LAWS(BOM)-1956-2-14

S D KULKARNI Vs. TRIBHOVANDAS BHIMJI ZAVERI

Decided On February 15, 1956
S.D.KULKARNI Appellant
V/S
TRIBHOVANDAS BHIMJI ZAVERI Respondents

JUDGEMENT

(1.) BY the petition which came up for hearing before Coyajee J. the petitioners challenged the validity of a notice issued by the Sales Tax Officer on the 28-2-1955 under Section 11a, Bombay Sales Tax Act of 1945 calling upon the petitioners to make a return in connection with escaped assessment for the period 1-4-1949 to 31-10-1952. Act 3 of 1933 which is the present Act came into force on 25-3-1953 and during the relevant period with which we are concerned the Act in force was Act 5 of 1946, and the question which the learned Judge had to consider and decide was whether the notice of re-assessment with regard to escaped assessment should have been served under the old Act or under the new Act.

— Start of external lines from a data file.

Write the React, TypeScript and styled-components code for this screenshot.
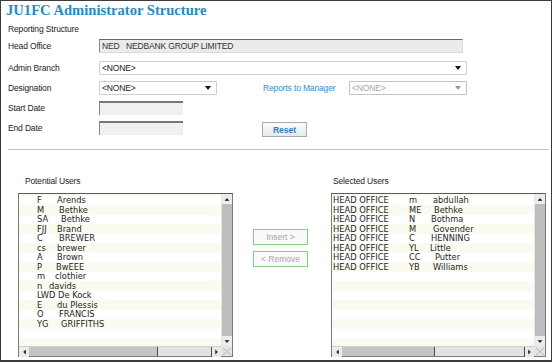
import React from "react";
import styled, { createGlobalStyle } from "styled-components";

const GlobalStyle = createGlobalStyle`
  html, body {
    margin: 0;
    padding: 0;
    background: #ffffff;
  }
  * {
    box-sizing: border-box;
  }
`;

const uiFont = `"Liberation Sans", Arial, sans-serif`;
const listFont = `"DejaVu Sans", Verdana, sans-serif`;

const Frame = styled.div`
  width: 552px;
  height: 362px;
  border: 1px solid #3c3c3c;
  border-bottom-width: 2px;
  display: flex;
  flex-direction: column;
  font-family: ${uiFont};
  font-size: 8.5px;
  letter-spacing: -0.15px;
  color: #222;
  overflow: hidden;
`;

const Title = styled.h1`
  margin: 0;
  height: 18px;
  line-height: 18px;
  padding-left: 5px;
  font-family: "Liberation Serif", "DejaVu Serif", serif;
  font-weight: bold;
  font-size: 14.6px;
  letter-spacing: 0;
  color: #1f8bc8;
`;

const SectionLabel = styled.div`
  margin-top: 5px;
  height: 10px;
  line-height: 10px;
  padding-left: 7px;
`;

const Form = styled.div`
  margin-top: 5px;
  display: grid;
  grid-template-columns: 91px 1fr;
  grid-template-rows: 16px repeat(4, 14px);
  row-gap: 6px;
  padding-left: 7px;
`;

const FieldLabel = styled.div`
  display: flex;
  align-items: center;
  height: 14px;
`;

const FieldRow = styled.div`
  display: flex;
  align-items: flex-start;
  height: 14px;
`;

const ReadOnlyBox = styled.div`
  width: 364px;
  height: 14px;
  display: flex;
  align-items: center;
  padding-left: 2px;
  background: #ebebeb;
  border-top: 1px solid #6a6a6a;
  border-left: 1px solid #8a8a8a;
  border-right: 1px solid #dcdcdc;
  border-bottom: 1px solid #dcdcdc;
  color: #333;
`;

const Code = styled.span`
  width: 24px;
`;

const DateBox = styled.div`
  width: 84px;
  height: 14px;
  background: #f0f0f0;
  border-top: 2px solid #777;
  border-left: 1px solid #888;
`;

const SelectBox = styled.div<{ $width: number; $disabled?: boolean }>`
  width: ${(p) => p.$width}px;
  height: 14px;
  display: flex;
  align-items: center;
  justify-content: space-between;
  padding: 0 5px 0 2px;
  background: #fff;
  border: 1px solid ${(p) => (p.$disabled ? "#c4c4c4" : "#cfcfcf")};
  border-radius: 1px;
  color: ${(p) => (p.$disabled ? "#a8a8a8" : "#222")};
`;

const LinkLabel = styled.div`
  width: 86px;
  margin-left: 46px;
  height: 14px;
  display: flex;
  align-items: center;
  color: #2f8fd0;
`;

const ResetButton = styled.button`
  margin: 1px 0 0 79px;
  width: 45px;
  height: 15px;
  padding: 0;
  border: 1px solid #a9a9a9;
  background: linear-gradient(#fbfbfb, #e9e9e9);
  font-family: ${uiFont};
  font-size: 8.5px;
  font-weight: bold;
  color: #2a7fc0;
`;

const Rule = styled.hr`
  margin: 14px 2px 0 7px;
  height: 1px;
  border: none;
  background: #c2c2c2;
`;

const Lower = styled.div`
  margin-top: 26px;
  display: flex;
  padding-left: 17px;
`;

const ListColumn = styled.div<{ $labelIndent: number }>`
  width: 215px;
  display: flex;
  flex-direction: column;
  & > span {
    height: 10px;
    line-height: 10px;
    padding-left: ${(p) => p.$labelIndent}px;
    margin-bottom: 7px;
  }
`;

const ButtonColumn = styled.div`
  width: 55px;
  margin: 53px 23px 0 20px;
  display: flex;
  flex-direction: column;
  gap: 6px;
`;

const MoveButton = styled.button`
  height: 16px;
  padding: 0;
  border: 1px solid #86cc86;
  background: #fafafa;
  font-family: ${uiFont};
  font-size: 8.5px;
  color: #a8a8a8;
`;

const ListBox = styled.div`
  height: 164px;
  border: 1px solid #7a7a7a;
  border-top-color: #5a5a5a;
  display: grid;
  grid-template-columns: 1fr 11px;
  grid-template-rows: 1fr 10px;
  background: #fff;
`;

const Rows = styled.div`
  padding-top: 2px;
  background: repeating-linear-gradient(
    to bottom,
    #ffffff 0 9.5px,
    #fafaf0 9.5px 19px
  );
  background-position: 0 2px;
  font-family: ${listFont};
  font-size: 8.3px;
  letter-spacing: 0;
  color: #1e1e1e;
  overflow: hidden;
`;

const Row = styled.div<{ $indent: number }>`
  height: 9.5px;
  line-height: 9.5px;
  display: flex;
  padding-left: ${(p) => p.$indent}px;
  white-space: nowrap;
`;

const Cell = styled.span<{ $width: number }>`
  width: ${(p) => p.$width}px;
  flex: none;
`;

const VScroll = styled.div`
  display: flex;
  flex-direction: column;
  background: #bebebe;
  border-left: 1px solid #e6e6e6;
`;

const ArrowCell = styled.div<{ $light?: boolean }>`
  flex: none;
  width: 10px;
  height: 10px;
  display: flex;
  align-items: center;
  justify-content: center;
  background: ${(p) => (p.$light ? "#ececec" : "transparent")};
`;

const VThumb = styled.div`
  flex: 1;
  background: #bdbdbd;
`;

const HScroll = styled.div`
  display: flex;
  background: #e2e2e2;
  border-top: 1px solid #d0d0d0;
`;

const HThumb = styled.div<{ $width: number }>`
  width: ${(p) => p.$width}px;
  background: #c4c4c4;
  border-right: 1px solid #4a4a4a;
`;

const HTrack = styled.div`
  flex: 1;
`;

const RightArrow = styled(ArrowCell)`
  border-left: 1px solid #4a4a4a;
  background: #e8e8e8;
`;

const Corner = styled.div`
  background: #e4e4e4;
  display: flex;
  align-items: center;
  justify-content: center;
`;

type Dir = "up" | "down" | "left" | "right";

const Arrow = ({ dir }: { dir: Dir }) => {
  const pts: Record<Dir, string> = {
    up: "1,4 5,0 9,4",
    down: "1,0 5,4 9,0",
    left: "4,1 0,5 4,9",
    right: "0,1 4,5 0,9",
  };
  const vertical = dir === "up" || dir === "down";
  return (
    <svg
      width={vertical ? 6 : 3}
      height={vertical ? 3 : 6}
      viewBox={vertical ? "0 0 10 4" : "0 0 4 10"}
    >
      <polygon points={pts[dir]} fill="#111" />
    </svg>
  );
};

const Grip = () => (
  <svg width="10" height="9" viewBox="0 0 10 9">
    <path d="M1 1 L9 8 M9 1 L1 8" stroke="#b8b8b8" strokeWidth="1" />
  </svg>
);

const SelectArrow = ({ color }: { color: string }) => (
  <svg width="6" height="4" viewBox="0 0 6 4">
    <polygon points="0,0 6,0 3,4" fill={color} />
  </svg>
);

type Item = { cols: string[]; widths: number[] };

const potential: Item[] = [
  ["F", "Arends", 20],
  ["M", "Bethke", 22],
  ["SA", "Bethke", 24],
  ["FJJ", "Brand", 20],
  ["C", "BREWER", 22],
  ["cs", "brewer", 20],
  ["A", "Brown", 20],
  ["P", "BwEEE", 19],
  ["m", "clothier", 18],
  ["n", "davids", 12],
  ["LWD", "De Kock", 21],
  ["E", "du Plessis", 20],
  ["O", "FRANCIS", 22],
  ["YG", "GRIFFITHS", 24],
].map(([i, n, w]) => ({
  cols: [i as string, n as string],
  widths: [w as number, 120],
}));

const selected: Item[] = [
  ["m", "abdullah", 24],
  ["ME", "Bethke", 25],
  ["N", "Bothma", 22],
  ["M", "Govender", 24],
  ["C", "HENNING", 22],
  ["YL", "Little", 21],
  ["CC", "Putter", 26],
  ["YB", "Williams", 24],
].map(([i, n, w]) => ({
  cols: ["HEAD OFFICE", i as string, n as string],
  widths: [76, w as number, 80],
}));

const UserList = ({
  items,
  indent,
  thumb,
}: {
  items: Item[];
  indent: number;
  thumb: number;
}) => (
  <ListBox>
    <Rows>
      {items.map((item, r) => (
        <Row key={r} $indent={indent}>
          {item.cols.map((c, k) => (
            <Cell key={k} $width={item.widths[k]}>
              {c}
            </Cell>
          ))}
        </Row>
      ))}
    </Rows>
    <VScroll>
      <ArrowCell $light>
        <Arrow dir="up" />
      </ArrowCell>
      <VThumb />
      <ArrowCell $light>
        <Arrow dir="down" />
      </ArrowCell>
    </VScroll>
    <HScroll>
      <ArrowCell $light>
        <Arrow dir="left" />
      </ArrowCell>
      <HThumb $width={thumb} />
      <HTrack />
      <RightArrow>
        <Arrow dir="right" />
      </RightArrow>
    </HScroll>
    <Corner>
      <Grip />
    </Corner>
  </ListBox>
);

export default function App() {
  return (
    <>
      <GlobalStyle />
      <Frame>
        <Title>JU1FC Administrator Structure</Title>
        <SectionLabel>Reporting Structure</SectionLabel>
        <Form>
          <FieldLabel>Head Office</FieldLabel>
          <FieldRow>
            <ReadOnlyBox>
              <Code>NED</Code>
              <span>NEDBANK GROUP LIMITED</span>
            </ReadOnlyBox>
          </FieldRow>
          <FieldLabel>Admin Branch</FieldLabel>
          <FieldRow>
            <SelectBox $width={368}>
              <span>&lt;NONE&gt;</span>
              <SelectArrow color="#111" />
            </SelectBox>
          </FieldRow>
          <FieldLabel>Designation</FieldLabel>
          <FieldRow>
            <SelectBox $width={118}>
              <span>&lt;NONE&gt;</span>
              <SelectArrow color="#111" />
            </SelectBox>
            <LinkLabel>Reports to Manager</LinkLabel>
            <SelectBox $width={118} $disabled>
              <span>&lt;NONE&gt;</span>
              <SelectArrow color="#9a9a9a" />
            </SelectBox>
          </FieldRow>
          <FieldLabel>Start Date</FieldLabel>
          <FieldRow>
            <DateBox />
          </FieldRow>
          <FieldLabel>End Date</FieldLabel>
          <FieldRow>
            <DateBox />
            <ResetButton>Reset</ResetButton>
          </FieldRow>
        </Form>
        <Rule />
        <Lower>
          <ListColumn $labelIndent={7}>
            <span>Potential Users</span>
            <UserList items={potential} indent={18} thumb={129} />
          </ListColumn>
          <ButtonColumn>
            <MoveButton>Insert &gt;</MoveButton>
            <MoveButton>&lt; Remove</MoveButton>
          </ButtonColumn>
          <ListColumn $labelIndent={2}>
            <span>Selected Users</span>
            <UserList items={selected} indent={1} thumb={93} />
          </ListColumn>
        </Lower>
      </Frame>
    </>
  );
}
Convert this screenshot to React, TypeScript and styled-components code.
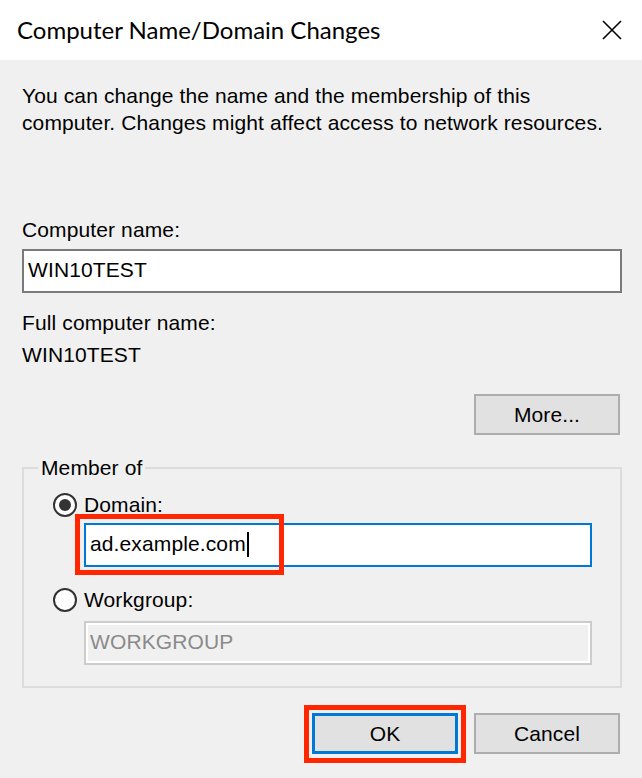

(2.) THE Act of 1953 by Section 48 (1) deals with the repeal of the old Act, and Sub-section (2) of that section provides:

(3.) THE notice under the Act of 1946 is to be given under Section 11a and it deals with escaped assessment. The notice under the new Act is to be given under Section 15 and substantially it is in the same terms and it also is to be given with regard to escaped assessment. The Sales Tax Authorities have given the notice which is headed : "notice under Section 11a, Bombay Sales Tax Act, 1946". The contention of the petitioners was that by reason of Section 48 (2) (iii) the notice should have been issued under Section 15 of the new Act, and inasmuch as that notice was not issued under the new Act the Sales Tax Authorities had no jurisdiction to assess the petitioners. It may be pointed out that pursuant to this notice the assessment order was made on 17-5-1955 and the petitioners have appealed against the assessment order and when this petition was filed the appeal was actually pending. Prima facie, one should have thought that when a special machinery is set up under an Act and a special legal remedy is available to an aggrieved party, that party should avail itself of that remedy before he comes to this Court for a writ under Article 226. This is not a case where a party comes to Court and says that he has not availed himself of the legal remedy because it was not possible for him to do so for any particular reason. This is a case where the party has actually appealed, the appeal is pending, and before the decision could be given by the appellate authority the party comes to this Court claiming his rights under Article 226 of the Constitution.